Make Drawing Part of Daily Life, Not a Special Event
Children who draw regularly are less likely to develop performance anxiety around it. When drawing is an everyday activity - as normal as reading or playing outside - there’s no pressure to produce something impressive. It’s just something you do.
Keep art supplies visible and accessible, not packed away in a cupboard. Put paper and crayons on the kitchen table before breakfast. Leave a sketchbook in the car. Tape a big sheet of paper to the playroom wall and let it accumulate marks over days.
Draw in the margins of daily life: shopping lists with doodles, illustrated thank-you notes, portraits of the dog (who never holds still, so of course the drawing looks wonky, and that’s hilarious rather than frustrating).
When drawing is woven into everyday moments rather than reserved for “art time,” children experience it as communication rather than performance. This is where reluctant drawers rediscover their confidence - not in a formal lesson, but at the breakfast table with a crayon and a cereal box to sketch.
What Not to Say (and What to Say Instead)
Language matters enormously when you’re trying to encourage kids to draw. Small shifts in how you talk about art can make a surprising difference.
Instead of “What is it?” - try “Tell me about your drawing.” The first question implies the drawing should be identifiable. The second invites storytelling. A child who’s asked “what is it?” hears a test. A child who’s asked “tell me about it” hears an invitation.
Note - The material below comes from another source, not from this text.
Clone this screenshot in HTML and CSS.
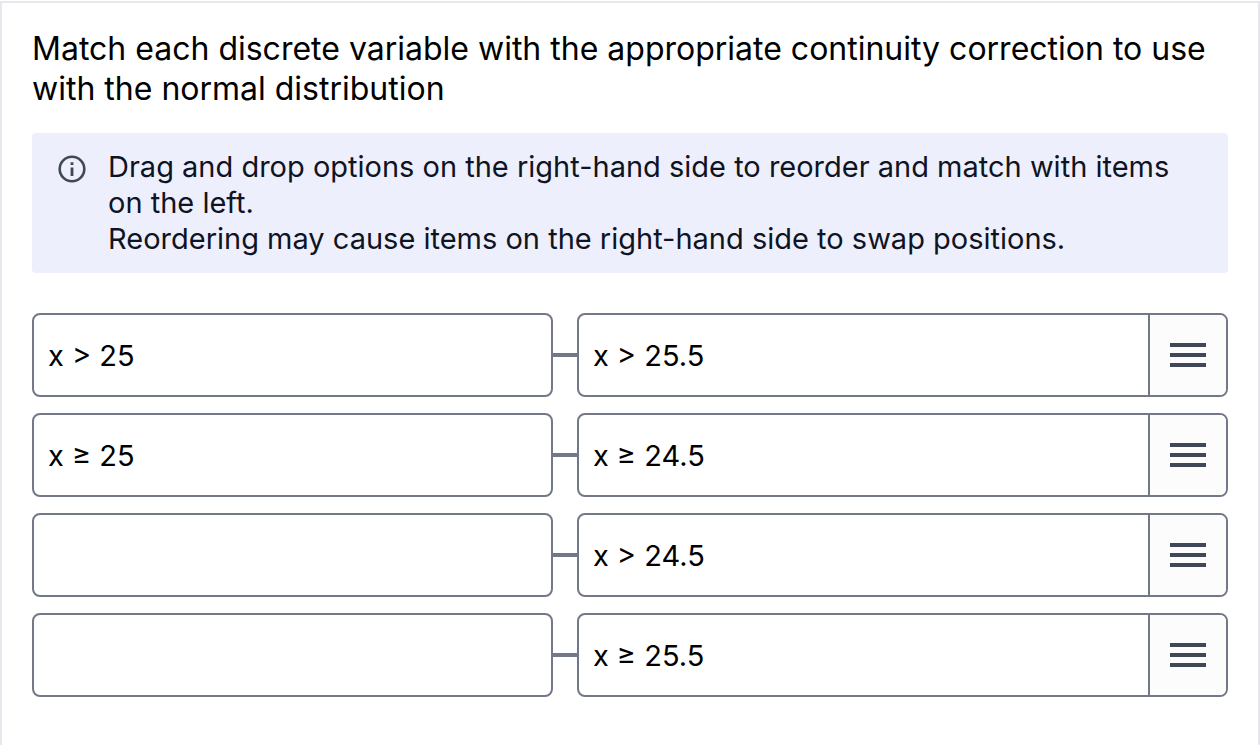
FILE: index.html
```
<!DOCTYPE html>
<html lang="en">
<head>
    <meta charset="UTF-8">
    <meta name="viewport" content="width=device-width, initial-scale=1.0">
    <title>Continuity Correction</title>
    <link rel="stylesheet" href="styles.css">
</head>
<body>
    <main class="question">
        <h1 class="prompt">Match each discrete variable with the appropriate continuity correction to use with the normal distribution</h1>

        <div class="info-box">
            <svg class="info-icon" viewBox="0 0 28 28" aria-hidden="true">
                <circle cx="14" cy="14" r="12.3" fill="none" stroke="currentColor" stroke-width="2.6"/>
                <path d="M14 12.6v8.4M14 7.2v2.8" stroke="currentColor" stroke-width="2.8"/>
            </svg>
            <div class="info-text">
                <p>Drag and drop options on the right-hand side to reorder and match with items on the left.</p>
                <p>Reordering may cause items on the right-hand side to swap positions.</p>
            </div>
        </div>

        <ul class="match-list">
            <li class="match-row">
                <div class="item">x &gt; 25</div>
                <span class="connector"></span>
                <div class="option">
                    <span class="option-text">x &gt; 25.5</span>
                    <button class="handle" type="button" aria-label="Move x &gt; 25.5">
                        <svg viewBox="0 0 36 24" aria-hidden="true"><path d="M0 2h36M0 12h36M0 22h36"/></svg>
                    </button>
                </div>
            </li>
            <li class="match-row">
                <div class="item">x ≥ 25</div>
                <span class="connector"></span>
                <div class="option">
                    <span class="option-text">x ≥ 24.5</span>
                    <button class="handle" type="button" aria-label="Move x ≥ 24.5">
                        <svg viewBox="0 0 36 24" aria-hidden="true"><path d="M0 2h36M0 12h36M0 22h36"/></svg>
                    </button>
                </div>
            </li>
            <li class="match-row">
                <div class="item"></div>
                <span class="connector"></span>
                <div class="option">
                    <span class="option-text">x &gt; 24.5</span>
                    <button class="handle" type="button" aria-label="Move x &gt; 24.5">
                        <svg viewBox="0 0 36 24" aria-hidden="true"><path d="M0 2h36M0 12h36M0 22h36"/></svg>
                    </button>
                </div>
            </li>
            <li class="match-row">
                <div class="item"></div>
                <span class="connector"></span>
                <div class="option">
                    <span class="option-text">x ≥ 25.5</span>
                    <button class="handle" type="button" aria-label="Move x ≥ 25.5">
                        <svg viewBox="0 0 36 24" aria-hidden="true"><path d="M0 2h36M0 12h36M0 22h36"/></svg>
                    </button>
                </div>
            </li>
        </ul>
    </main>
</body>
</html>
```
FILE: styles.css
```
* {
    margin: 0;
    padding: 0;
    box-sizing: border-box;
}

body {
    display: flex;
    min-height: 100vh;
    padding-top: 1px;
    font-family: Inter, sans-serif;
    background-color: #fff;
    color: #000;
}

/* Question card */
.question {
    flex: 1;
    padding: 26px 30px;
    border: 2px solid #e7e8ee;
    border-bottom: none;
}

.prompt {
    font-size: 32px;
    font-weight: 400;
    line-height: 40px;
}

/* Instructions */
.info-box {
    display: flex;
    gap: 22px;
    margin-top: 24px;
    padding: 16px 26px;
    background-color: #eeeffc;
    border-radius: 4px;
    color: #0f1423;
}

.info-icon {
    flex: none;
    width: 28px;
    height: 28px;
    margin-top: 6px;
    color: #404757;
}

.info-text {
    font-size: 29px;
    line-height: 36px;
}

/* Matching rows */
.match-list {
    display: flex;
    flex-direction: column;
    gap: 16px;
    margin-top: 40px;
    list-style: none;
    font-size: 29px;
}

.match-row {
    display: grid;
    grid-template-columns: 4fr 24px 5fr;
    align-items: center;
}

.item,
.option {
    height: 84px;
    border: 2px solid #737889;
    border-radius: 8px;
}

.item {
    display: flex;
    align-items: center;
    padding: 0 14px;
}

.connector {
    height: 4px;
    background-color: #737889;
}

.option {
    display: flex;
    align-items: stretch;
    overflow: hidden;
}

.option-text {
    display: flex;
    flex: 1;
    align-items: center;
    padding: 0 14px;
}

.handle {
    display: flex;
    align-items: center;
    justify-content: center;
    width: 78px;
    background-color: #fcfcfd;
    border: none;
    border-left: 2px solid #737889;
    cursor: grab;
}

.handle svg {
    width: 36px;
    height: 24px;
    stroke: #404757;
    stroke-width: 4;
}
```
Instead of “That’s beautiful!” - try “I can see you worked really hard on this” or “I love all the detail you put in the wings.” Generic praise raises stakes. Specific observations show genuine attention and model the kind of looking that builds visual literacy.
Instead of “Draw me a…” - try “What do you feel like drawing?” Assigning subjects puts children in execution mode. Open-ended invitations put them in creative mode.
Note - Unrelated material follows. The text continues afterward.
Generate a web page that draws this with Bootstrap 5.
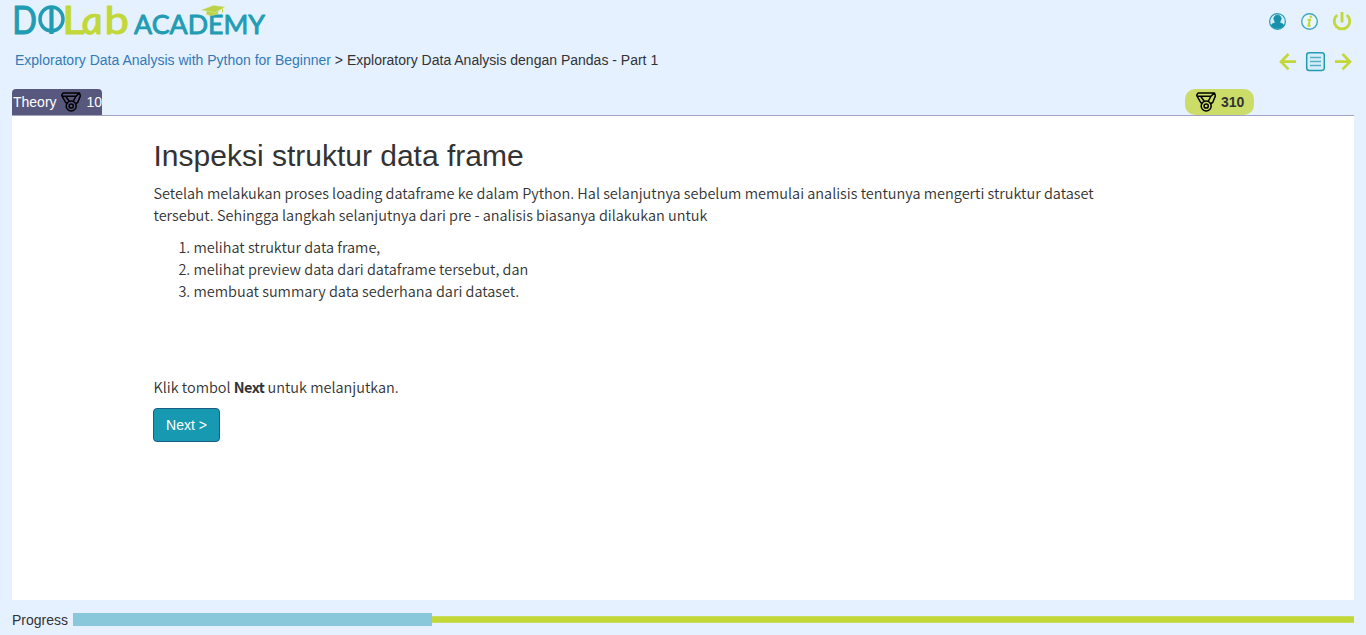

Instead of “The sky should be blue” - try absolutely nothing. Children’s colour choices are often emotional and symbolic. A green sky might mean it’s a magic world. Correcting it teaches them that creative choices need external approval.

Instead of “You’re so talented!” - try “You’re getting so much better at drawing faces” or “I can see the difference from last month.” Talent-based praise (“you’re talented,” “you’re a natural”) has been shown by Stanford psychologist Carol Dweck’s research to undermine persistence. Children who believe their ability is a fixed trait give up more quickly when they struggle. Process and growth-based praise builds the mindset that skills develop with practice.
The Long Game
Here’s the thing about encouraging kids to draw: it’s not really about drawing. It’s about teaching children that creative expression is a normal, valuable part of being human. That their ideas deserve space. That struggling with something doesn’t mean you’re bad at it. That the process of making something - anything - is worth doing for its own sake.
Children who learn these lessons through drawing carry them into everything else: writing, music, problem-solving, building, cooking, and eventually into whatever work and life throw at them. Drawing skills matter for development in ways that go far beyond art.
So the next time your child pushes the crayons away, don’t panic. Sit down, pick up a crayon yourself, draw a hilariously bad giraffe, and invite them to do better. They probably will. And the laughter that follows might just be the thing that brings them back to the table tomorrow.